During a typical Florence winter, 20,000 whales travel south along the Oregon Coast and about 10 inches of rain falls per month. The combination makes Florence a great destination for two perfect Oregon winter adventures: whale watching and storm watching.
Every December and January, gray whales pass by the Oregon Coast on a 12,000-mile migration from Alaska’s Bering and Chukchi Seas to breeding and nursery waters in Baja California, Mexico.
Last year, visiting whale watchers from around the world spotted more than 2,480 whales, averaging 206 whales per day. As many as 30 whales may pass by in an hour, usually within five miles of shore, giving you excellent odds of seeing a magnificent gray whale from the coastline in and around Florence.
Morning light tends to be best for whale watching, according to the Oregon Coast Visitors Association, with the sun at your back instead of in your eyes. From most viewpoints, if you can see the ocean, you can see a whale, although higher ground makes for a better vantage point.
There’s a technique to successfully spotting and watching whales. First, scan the sea with your naked eye, then focus with binoculars once you’ve spotted a whale. Tracking the gray whale’s common breathing pattern can also help you: a series of three to five shallow dives, lasting 15 to 30 seconds each, followed by a longer dive where the whale goes deep underwater for up to six minutes. A whale sending up its tail signals a deep dive.
Also watch for two common behaviors: spyhopping and breaching. When a whale spyhops, its head comes straight up and out of the water. When breaching, the whale leaps up, then smacks the surface with its back or side, splashing up a great water show.
Florence’s average annual rainfall is 69.40 inches — about a quarter of which usually falls during January and February. Storm watching can be an indoor or outdoor activity, depending your comfort level and a storm’s severity.
Odds are, though, you’ll be quite content to enjoy an Oregon Coast winter storm from the warmth—and safety—of a room or home with a good ocean view. Stay tuned to local forecasts to help you know when to keep watch. Bring binoculars and a camera to capture stormy skies or high waves, which can easily be 30 feet or taller as they break.
No storm lasts forever; once the storm passes, bundle up and head down to the shore for some prime beachcombing. Post-storm is a great time to find unique treasures and creatures.
Where to view
How to watch the whales or a storm depends in part on where you want to watch (and how severe the weather is). If you prefer to stay closer to Florence, take the South Jetty Road, just past Glenada. You’ll be inside the Oregon Dunes National Recreation Area, where the South Jetty Beach gives you a direct lookout over the ocean without the need for a high cliff-side lookout.
Head north of Florence, up Highway 101, for one of these high-ground vantage points, listed south to north:
Sea Lion Caves (especially the turnout area)
Heceta Head (park at the beach area below, or head to the lighthouse)
Strawberry Hill (keep watch for seals, sea lions, and killer whales too)
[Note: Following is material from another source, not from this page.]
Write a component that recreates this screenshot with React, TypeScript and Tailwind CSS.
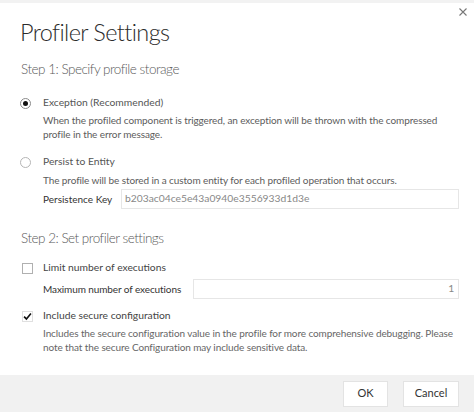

Cape Perpetua (either the lookout or top)
Where to stay and eat
If whale and storm watching from your hotel room is a priority, then Driftwood Shores (driftwoodshores.com) is your pick. Every room in Lane County’s only ocean-front hotel has an ocean view. Kitchenettes, suites for groups, a restaurant, and an indoor swimming area are also available. Oceanfront rental rooms and houses in other parts of the Florence area are also available; check your preferred rental service for options.
Prefer a river view to an ocean view? In Old Town Florence, the River House Inn (riverhouseflorence.com) looks out over the Siuslaw River. From there you can also see the scenic Siuslaw River Bridge. Some rooms have a riverfront view, and you are a short walk from the shops and eateries of Old Town.
Start your morning at River Roasters (coffeeoregon.com) with a hot beverage and some fresh-baked breads or pastries. When hungry for lunch and dinner, Mo’s Seafood and Chowder (moschowder.com), Bridgewater Fish House (bridgewaterfishhouse.com), and the Bay Street Grille (541/902-9033) offer expansive menus in family-friendly spaces. For a more intimate dinner with a sunset view, make reservations at the dinner-only Waterfront Depot Restaurant (thewaterfrontdepot.com). The few tables near the window look out at the bridge and dunes.